What's the difference between PWM and variable frequency drives (VFDs)?

Great question. VFDs are a specific type of motor speed controller used mainly for AC induction motors. They convert AC to DC, then back to AC at a variable frequency using PWM techniques. So in a way, VFDs are a superset of PWM technology. The key difference is that VFDs change the frequency to control speed, while simpler DC motor PWM controllers vary the average voltage. Both rely on pulse-width modulation for the actual power switching.

Does the PWM frequency affect motor noise?

Absolutely. At frequencies below 20 kHz, you can hear the switching as a whine or buzz.
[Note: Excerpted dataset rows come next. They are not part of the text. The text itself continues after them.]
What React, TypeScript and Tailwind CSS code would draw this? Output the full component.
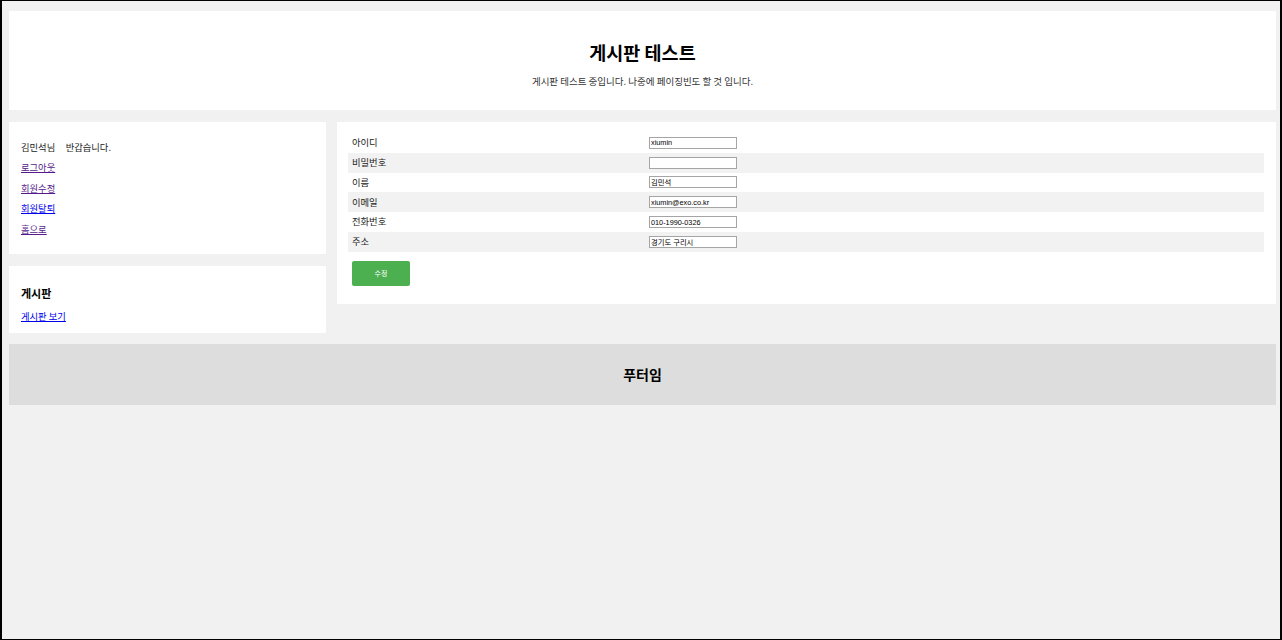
import React from "react";

const fields = [
  { label: "아이디", value: "xiumin" },
  { label: "비밀번호", value: "" },
  { label: "이름", value: "김민석" },
  { label: "이메일", value: "xiumin@exo.co.kr" },
  { label: "전화번호", value: "010-1990-0326" },
  { label: "주소", value: "경기도 구리시" },
];

const menu = [
  { text: "로그아웃", visited: true },
  { text: "회원수정", visited: true },
  { text: "회원탈퇴", visited: false },
  { text: "홈으로", visited: true },
];

export default function App() {
  return (
    <div
      className="w-[1282px] h-[640px] bg-[#f1f1f1] border-black border-l-2 border-r-2 border-t border-b overflow-hidden text-[#222]"
      style={{ fontFamily: '"Noto Sans CJK KR", "Noto Sans", sans-serif' }}
    >
      <div className="pl-[7px] pr-[4px] pt-[10px]">
        {/* header */}
        <div className="h-[99px] bg-white flex flex-col items-center">
          <h1 className="pt-[29px] text-[18.5px] leading-[24px] font-bold text-black">
            게시판 테스트
          </h1>
          <p className="mt-[10px] text-[9.5px] leading-[14px] text-[#333]">
            게시판 테스트 중입니다. 나중에 페이징빈도 할 것 입니다.
          </p>
        </div>

        <div className="mt-[12px] flex gap-[11px] items-start">
          {/* sidebar */}
          <div className="w-[317px] flex flex-col gap-[12px]">
            <div className="bg-white px-3 pt-[15px] pb-[15px] text-[9.3px]">
              <p className="h-[20.4px] leading-[20.4px]">
                김민석님&nbsp;&nbsp;&nbsp;&nbsp;&nbsp;반갑습니다.
              </p>
              {menu.map((m) => (
                <p key={m.text} className="h-[20.4px] leading-[20.4px]">
                  <a
                    href="#"
                    className={
                      m.visited
                        ? "underline text-[#551a8b]"
                        : "underline text-[#0000ee]"
                    }
                  >
                    {m.text}
                  </a>
                </p>
              ))}
            </div>
            <div className="bg-white px-3 pt-[17px] pb-[7px]">
              <h3 className="h-[20px] leading-[20px] text-[11px] font-bold text-black">
                게시판
              </h3>
              <p className="mt-[3px] h-[20px] leading-[20px] text-[9.3px]">
                <a href="#" className="underline text-[#0000ee]">
                  게시판 보기
                </a>
              </p>
            </div>
          </div>

          {/* form */}
          <div className="flex-1 bg-white pt-[11px] pl-[11px] pr-[12px] pb-[18px]">
            <div>
              {fields.map((f, i) => (
                <div
                  key={f.label}
                  className={
                    "h-[19.8px] grid grid-cols-[297px_1fr] items-center " +
                    (i % 2 === 1 ? "bg-[#f2f2f2]" : "bg-white")
                  }
                >
                  <span className="pl-1 text-[9.3px] leading-none">{f.label}</span>
                  <div className="pl-1 flex items-center">
                    <input
                      type={f.label === "비밀번호" ? "password" : "text"}
                      value={f.value}
                      readOnly
                      className="w-[88px] h-[12px] border border-[#a5a5a5] bg-white px-[1px] text-[7.3px] leading-none text-black outline-none"
                      style={{
                        fontFamily:
                          '"Liberation Sans", "Noto Sans CJK KR", sans-serif',
                      }}
                    />
                  </div>
                </div>
              ))}
            </div>
            <button className="mt-[9px] ml-1 w-[58px] h-[25px] rounded-[2px] bg-[#4caf50] text-white text-[7px] leading-none flex items-center justify-center">
              수정
            </button>
          </div>
        </div>

        {/* footer */}
        <div className="mt-[11px] h-[61px] bg-[#dddddd] flex items-center justify-center">
          <h2 className="text-[14px] font-bold text-black leading-none">푸터임</h2>
        </div>
      </div>
    </div>
  );
}
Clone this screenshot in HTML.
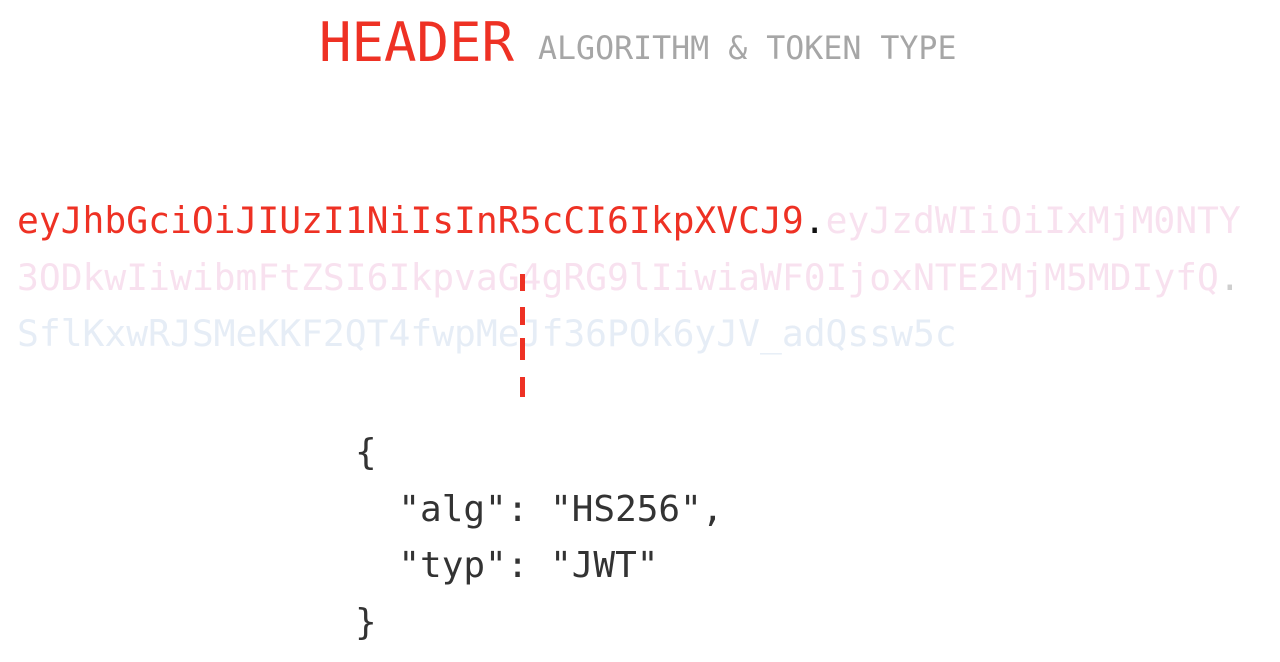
<!DOCTYPE html>
<html><head><meta charset="utf-8"><style>
html,body{margin:0;padding:0;background:#fff;width:1280px;height:662px;overflow:hidden;position:relative}
.m{font-family:"DejaVu Sans Mono","Liberation Mono",monospace;position:absolute;white-space:pre;margin:0}
#h{left:319px;top:8px;font-size:54px;color:#ee3124;line-height:70px}
#s{left:538px;top:29px;font-size:31.6px;color:#a6a6a6;line-height:40px}
#tok{left:17px;top:193px;font-size:36.3px;line-height:56.5px}
.r{color:#ee3124}.k{color:#111}.p{color:#f8e1ef}.b{color:#e6edf6}.g{color:#cfcfcf}
#js{left:355px;top:425px;font-size:36px;line-height:56.5px;color:#333}
.d{position:absolute;left:520px;width:5px;background:#ee3124}
</style></head><body>
<div class="m" id="h">HEADER</div>
<div class="m" id="s">ALGORITHM &amp; TOKEN TYPE</div>
<div class="m" id="tok"><span class="r">eyJhbGciOiJIUzI1NiIsInR5cCI6IkpXVCJ9</span><span class="k">.</span><span class="p">eyJzdWIiOiIxMjM0NTY</span>
<span class="p">3ODkwIiwibmFtZSI6IkpvaG4gRG9lIiwiaWF0IjoxNTE2MjM5MDIyfQ</span><span class="g">.</span>
<span class="b">SflKxwRJSMeKKF2QT4fwpMeJf36POk6yJV_adQssw5c</span></div>
<div class="d" style="top:274px;height:17px"></div>
<div class="d" style="top:307px;height:18px"></div>
<div class="d" style="top:338px;height:22px"></div>
<div class="d" style="top:377px;height:20px"></div>
<div class="m" id="js">{
  "alg": "HS256",
  "typ": "JWT"
}</div>
</body></html>
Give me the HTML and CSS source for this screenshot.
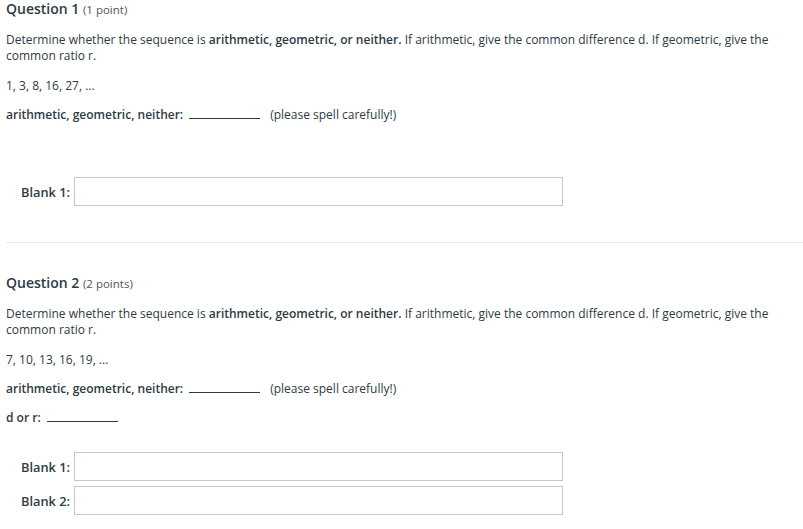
FILE: index.html
```html
<!DOCTYPE html>
<html>
<head>
<meta charset="utf-8">
<link rel="stylesheet" href="styles.css">
</head>
<body>
<div class="question q1">
  <h2 class="title">Question 1 <span class="points">(1 point)</span></h2>
  <p class="text">Determine whether the sequence is <b>arithmetic, geometric, or neither.</b> If arithmetic, give the common difference d. If geometric, give the common ratio r.</p>
  <p class="seq">1, 3, 8, 16, 27, ...</p>
  <p class="ask"><b>arithmetic, geometric, neither:</b><span class="blank"></span><span class="note">(please spell carefully!)</span></p>
  <div class="answers first">
    <div class="row"><label class="lbl">Blank 1:</label><div class="box"></div></div>
  </div>
</div>
<div class="sep"></div>
<div class="question q2">
  <h2 class="title">Question 2 <span class="points">(2 points)</span></h2>
  <p class="text">Determine whether the sequence is <b>arithmetic, geometric, or neither.</b> If arithmetic, give the common difference d. If geometric, give the common ratio r.</p>
  <p class="seq">7, 10, 13, 16, 19, ...</p>
  <p class="ask"><b>arithmetic, geometric, neither:</b><span class="blank"></span><span class="note">(please spell carefully!)</span></p>
  <p class="ask dr"><b>d or r:</b><span class="blank"></span></p>
  <div class="answers second">
    <div class="row"><label class="lbl">Blank 1:</label><div class="box"></div></div>
    <div class="row"><label class="lbl">Blank 2:</label><div class="box"></div></div>
  </div>
</div>
</body>
</html>
```
FILE: styles.css
```css
html, body {
  margin: 0;
  padding: 0;
  background: #ffffff;
}
body {
  font-family: "Open Sans", "Liberation Sans", sans-serif;
  color: #2d3b45;
  width: 803px;
}
.question {
  padding-left: 6px;
}
.title {
  margin: 0;
  font-size: 14px;
  line-height: 18px;
  font-weight: 600;
  color: #2d3b45;
}
.points {
  font-size: 11.5px;
  font-weight: 400;
  color: #555555;
}
.text {
  margin: 12.5px 0 0 0;
  font-size: 12px;
  line-height: 16.5px;
  width: 785px;
}
.text b, .ask b {
  font-weight: 600;
}
.seq {
  margin: 13.5px 0 0 0;
  font-size: 12px;
  line-height: 16px;
}
.ask {
  margin: 12.5px 0 0 0;
  font-size: 12px;
  line-height: 16px;
}
.dr {
  margin-top: 13px;
}
.blank {
  display: inline-block;
  width: 71px;
  height: 11px;
  border-bottom: 1px solid #2d3b45;
  margin-left: 6px;
  vertical-align: baseline;
}
.note {
  margin-left: 10px;
}
.answers {
  display: flex;
  flex-direction: column;
  gap: 5px;
}
.first {
  margin-top: 54.5px;
}
.second {
  margin-top: 26.5px;
}
.row {
  display: flex;
  align-items: center;
}
.lbl {
  width: 64px;
  text-align: right;
  padding-right: 4px;
  font-size: 12.8px;
  font-weight: 600;
}
.box {
  width: 487px;
  height: 27px;
  border: 1px solid #c7c7c7;
  background: #fff;
}
.sep {
  margin: 36px 0 0 6px;
  height: 1px;
  background: #e6e6e6;
}
.q2 {
  padding-top: 31px;
}
```
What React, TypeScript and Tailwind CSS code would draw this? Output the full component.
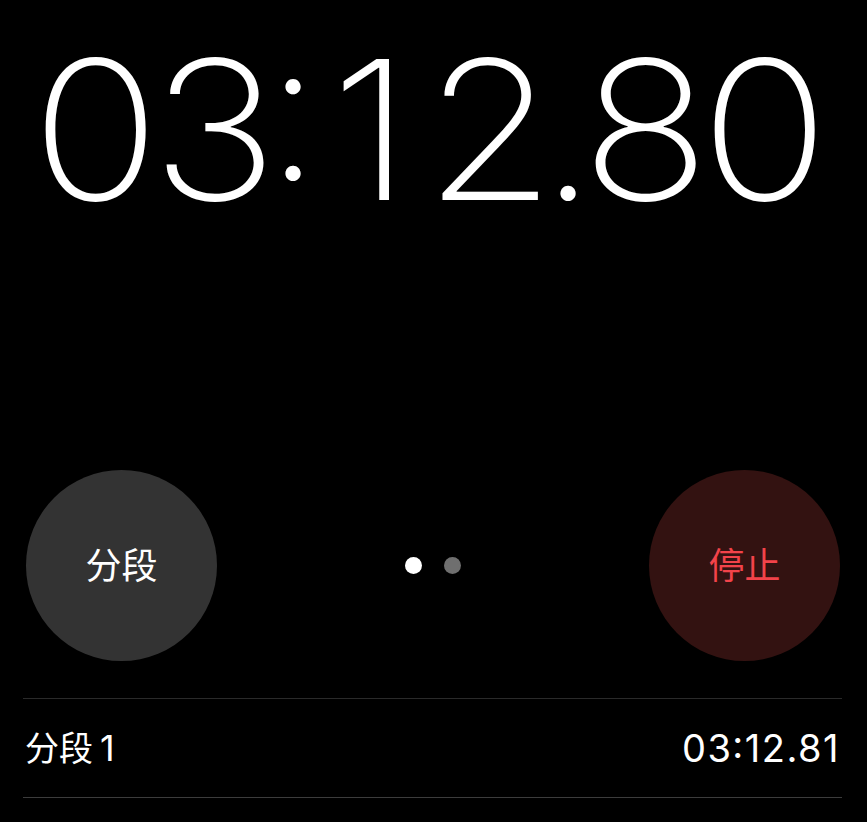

That's the motor laminations vibrating from the pulsed magnetic field. At higher frequencies (20 kHz and above), the noise moves into the ultrasonic range, and humans can't hear it. However, some animals can, so if you're building something for a veterinary or agricultural setting, you might need to choose carefully. Also, very high frequencies (100 kHz+) can increase losses in the motor core.

Is PWM always better than linear control?

For motor speed control, yes, almost always. The efficiency, heat management, and torque characteristics are overwhelmingly superior. The only exceptions are in extremely low-power, noise-sensitive circuits where the switching noise of PWM could interfere with sensitive analog signals. Even then, you can use filtered PWM or a combination of linear and switching techniques. But for 99% of motor applications, PWM is the right choice.

Pulse-width modulation isn't just a clever technical trick; it's the reason we can have everything from whisper-quiet ceiling fans to high-performance electric cars. It's efficient, it's precise, and it's reliable. I've seen the technology evolve from crude 555-timer circuits to sophisticated microprocessor-controlled systems with adaptive algorithms. And through it all, the core principle remains the same: switch fast, waste little, control everything. That's why PWM is used in modern motor speed controllers, and that's why it will stay that way for the foreseeable future.